- [Challenge]: Exactly as written, please set down all of the entries again, with no pictures.
-- start Records for this exercise --
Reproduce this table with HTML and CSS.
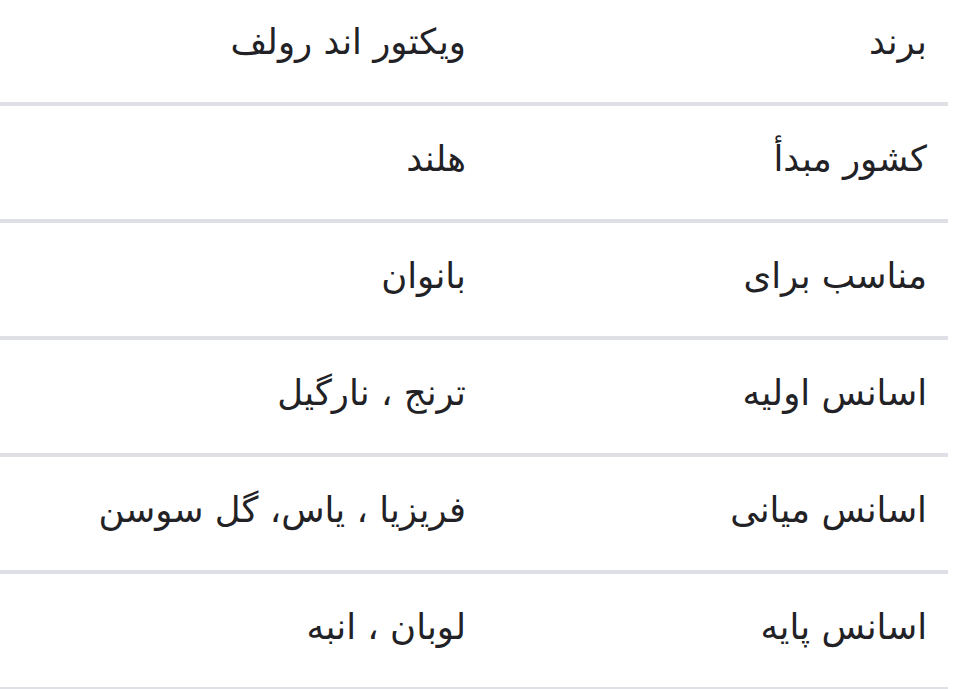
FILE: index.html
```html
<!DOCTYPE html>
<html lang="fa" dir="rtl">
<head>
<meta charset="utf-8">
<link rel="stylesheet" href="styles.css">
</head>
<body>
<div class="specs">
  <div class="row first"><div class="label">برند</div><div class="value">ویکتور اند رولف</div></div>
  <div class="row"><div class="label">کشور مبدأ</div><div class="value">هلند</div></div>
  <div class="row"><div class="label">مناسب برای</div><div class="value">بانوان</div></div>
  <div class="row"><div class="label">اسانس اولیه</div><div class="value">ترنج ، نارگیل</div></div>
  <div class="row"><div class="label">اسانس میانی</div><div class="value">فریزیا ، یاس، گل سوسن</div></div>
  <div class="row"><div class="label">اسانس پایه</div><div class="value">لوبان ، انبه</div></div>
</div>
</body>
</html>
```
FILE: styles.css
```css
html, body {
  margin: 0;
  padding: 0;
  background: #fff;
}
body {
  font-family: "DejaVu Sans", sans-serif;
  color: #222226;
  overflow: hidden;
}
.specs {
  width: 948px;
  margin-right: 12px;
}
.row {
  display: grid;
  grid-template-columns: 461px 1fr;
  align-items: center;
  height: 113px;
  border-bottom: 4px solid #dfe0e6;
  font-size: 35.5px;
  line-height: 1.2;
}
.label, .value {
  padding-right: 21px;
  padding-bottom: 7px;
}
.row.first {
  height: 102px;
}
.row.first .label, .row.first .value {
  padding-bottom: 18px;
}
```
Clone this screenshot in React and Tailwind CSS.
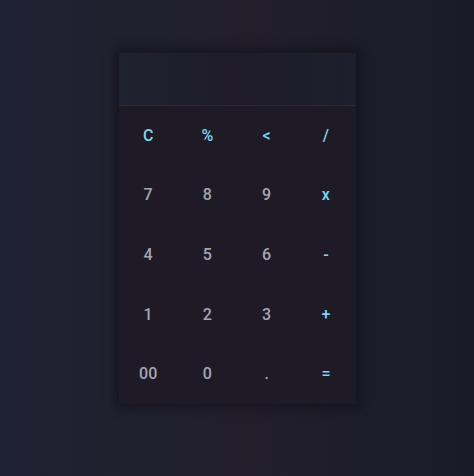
-- end Records for this exercise --
- [Reply to the exercise]:
Reproduce this table with HTML and CSS.
FILE: index.html
```html
<!DOCTYPE html>
<html lang="fa" dir="rtl">
<head>
<meta charset="utf-8">
<link rel="stylesheet" href="styles.css">
</head>
<body>
<div class="specs">
  <div class="row first"><div class="label">برند</div><div class="value">ویکتور اند رولف</div></div>
  <div class="row"><div class="label">کشور مبدأ</div><div class="value">هلند</div></div>
  <div class="row"><div class="label">مناسب برای</div><div class="value">بانوان</div></div>
  <div class="row"><div class="label">اسانس اولیه</div><div class="value">ترنج ، نارگیل</div></div>
  <div class="row"><div class="label">اسانس میانی</div><div class="value">فریزیا ، یاس، گل سوسن</div></div>
  <div class="row"><div class="label">اسانس پایه</div><div class="value">لوبان ، انبه</div></div>
</div>
</body>
</html>
```
FILE: styles.css
```css
html, body {
  margin: 0;
  padding: 0;
  background: #fff;
}
body {
  font-family: "DejaVu Sans", sans-serif;
  color: #222226;
  overflow: hidden;
}
.specs {
  width: 948px;
  margin-right: 12px;
}
.row {
  display: grid;
  grid-template-columns: 461px 1fr;
  align-items: center;
  height: 113px;
  border-bottom: 4px solid #dfe0e6;
  font-size: 35.5px;
  line-height: 1.2;
}
.label, .value {
  padding-right: 21px;
  padding-bottom: 7px;
}
.row.first {
  height: 102px;
}
.row.first .label, .row.first .value {
  padding-bottom: 18px;
}
```
Clone this screenshot in React and Tailwind CSS.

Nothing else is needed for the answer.